▶ **Task statement**: Transcribe the material exactly. Images do not belong in the copy.

▶ **Stored data**:
──────────

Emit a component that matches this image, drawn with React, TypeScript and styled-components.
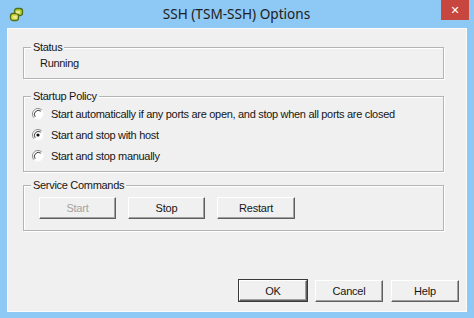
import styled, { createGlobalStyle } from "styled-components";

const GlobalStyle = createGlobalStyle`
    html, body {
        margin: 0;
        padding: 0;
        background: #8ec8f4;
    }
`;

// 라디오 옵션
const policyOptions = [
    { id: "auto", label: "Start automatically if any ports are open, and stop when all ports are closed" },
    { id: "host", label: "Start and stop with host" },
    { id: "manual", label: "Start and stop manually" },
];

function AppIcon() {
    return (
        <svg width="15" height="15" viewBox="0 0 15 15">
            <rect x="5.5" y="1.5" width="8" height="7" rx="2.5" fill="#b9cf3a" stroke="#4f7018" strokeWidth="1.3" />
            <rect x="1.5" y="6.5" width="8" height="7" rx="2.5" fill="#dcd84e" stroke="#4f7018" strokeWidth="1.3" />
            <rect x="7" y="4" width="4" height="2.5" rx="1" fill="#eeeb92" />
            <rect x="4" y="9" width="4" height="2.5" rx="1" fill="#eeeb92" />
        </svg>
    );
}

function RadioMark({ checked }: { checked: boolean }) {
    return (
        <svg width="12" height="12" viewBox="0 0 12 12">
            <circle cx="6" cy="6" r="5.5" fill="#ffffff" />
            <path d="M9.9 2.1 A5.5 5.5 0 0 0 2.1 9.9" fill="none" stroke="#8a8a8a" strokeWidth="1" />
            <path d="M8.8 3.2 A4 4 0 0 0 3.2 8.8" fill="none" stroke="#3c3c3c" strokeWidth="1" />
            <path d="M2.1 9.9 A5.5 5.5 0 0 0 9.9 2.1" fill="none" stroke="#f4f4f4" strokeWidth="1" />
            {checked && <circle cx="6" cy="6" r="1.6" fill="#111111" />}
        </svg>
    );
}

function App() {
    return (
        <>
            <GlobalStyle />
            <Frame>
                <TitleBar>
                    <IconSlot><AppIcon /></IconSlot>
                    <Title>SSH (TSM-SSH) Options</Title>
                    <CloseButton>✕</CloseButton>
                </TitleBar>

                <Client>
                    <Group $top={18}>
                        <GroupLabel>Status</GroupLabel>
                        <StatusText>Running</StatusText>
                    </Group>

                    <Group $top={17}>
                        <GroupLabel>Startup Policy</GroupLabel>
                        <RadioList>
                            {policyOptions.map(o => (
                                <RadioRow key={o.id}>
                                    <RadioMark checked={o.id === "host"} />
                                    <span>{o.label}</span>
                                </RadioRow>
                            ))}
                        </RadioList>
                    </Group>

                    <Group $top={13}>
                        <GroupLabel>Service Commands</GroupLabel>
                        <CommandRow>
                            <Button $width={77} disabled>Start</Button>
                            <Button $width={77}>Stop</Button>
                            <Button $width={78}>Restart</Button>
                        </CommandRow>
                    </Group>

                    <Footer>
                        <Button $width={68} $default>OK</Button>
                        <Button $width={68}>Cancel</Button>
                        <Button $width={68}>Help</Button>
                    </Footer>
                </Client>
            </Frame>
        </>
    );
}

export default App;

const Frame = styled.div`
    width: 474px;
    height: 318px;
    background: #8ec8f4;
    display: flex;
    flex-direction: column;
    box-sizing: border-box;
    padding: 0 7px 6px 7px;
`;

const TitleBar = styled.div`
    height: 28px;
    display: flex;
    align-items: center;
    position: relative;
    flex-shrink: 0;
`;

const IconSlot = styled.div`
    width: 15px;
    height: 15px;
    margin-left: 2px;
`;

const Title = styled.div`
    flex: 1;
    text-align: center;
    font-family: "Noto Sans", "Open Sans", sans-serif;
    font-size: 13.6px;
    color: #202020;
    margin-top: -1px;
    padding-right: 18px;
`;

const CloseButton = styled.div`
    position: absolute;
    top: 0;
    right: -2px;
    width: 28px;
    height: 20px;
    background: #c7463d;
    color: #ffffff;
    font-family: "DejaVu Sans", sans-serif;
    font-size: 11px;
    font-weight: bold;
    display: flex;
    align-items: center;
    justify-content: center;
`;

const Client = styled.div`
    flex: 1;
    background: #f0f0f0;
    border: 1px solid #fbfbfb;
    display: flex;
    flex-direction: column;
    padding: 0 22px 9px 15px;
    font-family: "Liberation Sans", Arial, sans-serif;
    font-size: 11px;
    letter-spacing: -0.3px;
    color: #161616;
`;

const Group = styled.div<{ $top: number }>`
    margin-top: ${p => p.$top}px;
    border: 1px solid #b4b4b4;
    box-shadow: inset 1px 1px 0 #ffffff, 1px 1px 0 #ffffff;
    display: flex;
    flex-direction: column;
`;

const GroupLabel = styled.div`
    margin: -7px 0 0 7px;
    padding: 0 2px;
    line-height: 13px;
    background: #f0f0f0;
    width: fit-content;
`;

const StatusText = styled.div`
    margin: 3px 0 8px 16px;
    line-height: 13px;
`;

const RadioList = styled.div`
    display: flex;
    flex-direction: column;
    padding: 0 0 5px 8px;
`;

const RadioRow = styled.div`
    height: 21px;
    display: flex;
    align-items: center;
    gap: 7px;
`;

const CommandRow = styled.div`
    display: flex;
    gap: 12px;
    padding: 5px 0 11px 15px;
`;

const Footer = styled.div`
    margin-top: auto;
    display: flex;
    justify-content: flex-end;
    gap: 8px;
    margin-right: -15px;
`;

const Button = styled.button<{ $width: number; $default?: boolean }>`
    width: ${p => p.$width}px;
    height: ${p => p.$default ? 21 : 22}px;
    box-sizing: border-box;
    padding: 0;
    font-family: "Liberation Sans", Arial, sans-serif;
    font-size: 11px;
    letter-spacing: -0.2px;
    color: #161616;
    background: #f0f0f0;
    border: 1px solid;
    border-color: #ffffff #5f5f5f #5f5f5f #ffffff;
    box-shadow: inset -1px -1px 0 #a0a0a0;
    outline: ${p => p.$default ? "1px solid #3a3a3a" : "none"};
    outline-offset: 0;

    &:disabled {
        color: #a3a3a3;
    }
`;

──────────

▶ **Result of the task**:
Emit a component that matches this image, drawn with React, TypeScript and styled-components.
import styled, { createGlobalStyle } from "styled-components";

const GlobalStyle = createGlobalStyle`
    html, body {
        margin: 0;
        padding: 0;
        background: #8ec8f4;
    }
`;

// 라디오 옵션
const policyOptions = [
    { id: "auto", label: "Start automatically if any ports are open, and stop when all ports are closed" },
    { id: "host", label: "Start and stop with host" },
    { id: "manual", label: "Start and stop manually" },
];

function AppIcon() {
    return (
        <svg width="15" height="15" viewBox="0 0 15 15">
            <rect x="5.5" y="1.5" width="8" height="7" rx="2.5" fill="#b9cf3a" stroke="#4f7018" strokeWidth="1.3" />
            <rect x="1.5" y="6.5" width="8" height="7" rx="2.5" fill="#dcd84e" stroke="#4f7018" strokeWidth="1.3" />
            <rect x="7" y="4" width="4" height="2.5" rx="1" fill="#eeeb92" />
            <rect x="4" y="9" width="4" height="2.5" rx="1" fill="#eeeb92" />
        </svg>
    );
}

function RadioMark({ checked }: { checked: boolean }) {
    return (
        <svg width="12" height="12" viewBox="0 0 12 12">
            <circle cx="6" cy="6" r="5.5" fill="#ffffff" />
            <path d="M9.9 2.1 A5.5 5.5 0 0 0 2.1 9.9" fill="none" stroke="#8a8a8a" strokeWidth="1" />
            <path d="M8.8 3.2 A4 4 0 0 0 3.2 8.8" fill="none" stroke="#3c3c3c" strokeWidth="1" />
            <path d="M2.1 9.9 A5.5 5.5 0 0 0 9.9 2.1" fill="none" stroke="#f4f4f4" strokeWidth="1" />
            {checked && <circle cx="6" cy="6" r="1.6" fill="#111111" />}
        </svg>
    );
}

function App() {
    return (
        <>
            <GlobalStyle />
            <Frame>
                <TitleBar>
                    <IconSlot><AppIcon /></IconSlot>
                    <Title>SSH (TSM-SSH) Options</Title>
                    <CloseButton>✕</CloseButton>
                </TitleBar>

                <Client>
                    <Group $top={18}>
                        <GroupLabel>Status</GroupLabel>
                        <StatusText>Running</StatusText>
                    </Group>

                    <Group $top={17}>
                        <GroupLabel>Startup Policy</GroupLabel>
                        <RadioList>
                            {policyOptions.map(o => (
                                <RadioRow key={o.id}>
                                    <RadioMark checked={o.id === "host"} />
                                    <span>{o.label}</span>
                                </RadioRow>
                            ))}
                        </RadioList>
                    </Group>

                    <Group $top={13}>
                        <GroupLabel>Service Commands</GroupLabel>
                        <CommandRow>
                            <Button $width={77} disabled>Start</Button>
                            <Button $width={77}>Stop</Button>
                            <Button $width={78}>Restart</Button>
                        </CommandRow>
                    </Group>

                    <Footer>
                        <Button $width={68} $default>OK</Button>
                        <Button $width={68}>Cancel</Button>
                        <Button $width={68}>Help</Button>
                    </Footer>
                </Client>
            </Frame>
        </>
    );
}

export default App;

const Frame = styled.div`
    width: 474px;
    height: 318px;
    background: #8ec8f4;
    display: flex;
    flex-direction: column;
    box-sizing: border-box;
    padding: 0 7px 6px 7px;
`;

const TitleBar = styled.div`
    height: 28px;
    display: flex;
    align-items: center;
    position: relative;
    flex-shrink: 0;
`;

const IconSlot = styled.div`
    width: 15px;
    height: 15px;
    margin-left: 2px;
`;

const Title = styled.div`
    flex: 1;
    text-align: center;
    font-family: "Noto Sans", "Open Sans", sans-serif;
    font-size: 13.6px;
    color: #202020;
    margin-top: -1px;
    padding-right: 18px;
`;

const CloseButton = styled.div`
    position: absolute;
    top: 0;
    right: -2px;
    width: 28px;
    height: 20px;
    background: #c7463d;
    color: #ffffff;
    font-family: "DejaVu Sans", sans-serif;
    font-size: 11px;
    font-weight: bold;
    display: flex;
    align-items: center;
    justify-content: center;
`;

const Client = styled.div`
    flex: 1;
    background: #f0f0f0;
    border: 1px solid #fbfbfb;
    display: flex;
    flex-direction: column;
    padding: 0 22px 9px 15px;
    font-family: "Liberation Sans", Arial, sans-serif;
    font-size: 11px;
    letter-spacing: -0.3px;
    color: #161616;
`;

const Group = styled.div<{ $top: number }>`
    margin-top: ${p => p.$top}px;
    border: 1px solid #b4b4b4;
    box-shadow: inset 1px 1px 0 #ffffff, 1px 1px 0 #ffffff;
    display: flex;
    flex-direction: column;
`;

const GroupLabel = styled.div`
    margin: -7px 0 0 7px;
    padding: 0 2px;
    line-height: 13px;
    background: #f0f0f0;
    width: fit-content;
`;

const StatusText = styled.div`
    margin: 3px 0 8px 16px;
    line-height: 13px;
`;

const RadioList = styled.div`
    display: flex;
    flex-direction: column;
    padding: 0 0 5px 8px;
`;

const RadioRow = styled.div`
    height: 21px;
    display: flex;
    align-items: center;
    gap: 7px;
`;

const CommandRow = styled.div`
    display: flex;
    gap: 12px;
    padding: 5px 0 11px 15px;
`;

const Footer = styled.div`
    margin-top: auto;
    display: flex;
    justify-content: flex-end;
    gap: 8px;
    margin-right: -15px;
`;

const Button = styled.button<{ $width: number; $default?: boolean }>`
    width: ${p => p.$width}px;
    height: ${p => p.$default ? 21 : 22}px;
    box-sizing: border-box;
    padding: 0;
    font-family: "Liberation Sans", Arial, sans-serif;
    font-size: 11px;
    letter-spacing: -0.2px;
    color: #161616;
    background: #f0f0f0;
    border: 1px solid;
    border-color: #ffffff #5f5f5f #5f5f5f #ffffff;
    box-shadow: inset -1px -1px 0 #a0a0a0;
    outline: ${p => p.$default ? "1px solid #3a3a3a" : "none"};
    outline-offset: 0;

    &:disabled {
        color: #a3a3a3;
    }
`;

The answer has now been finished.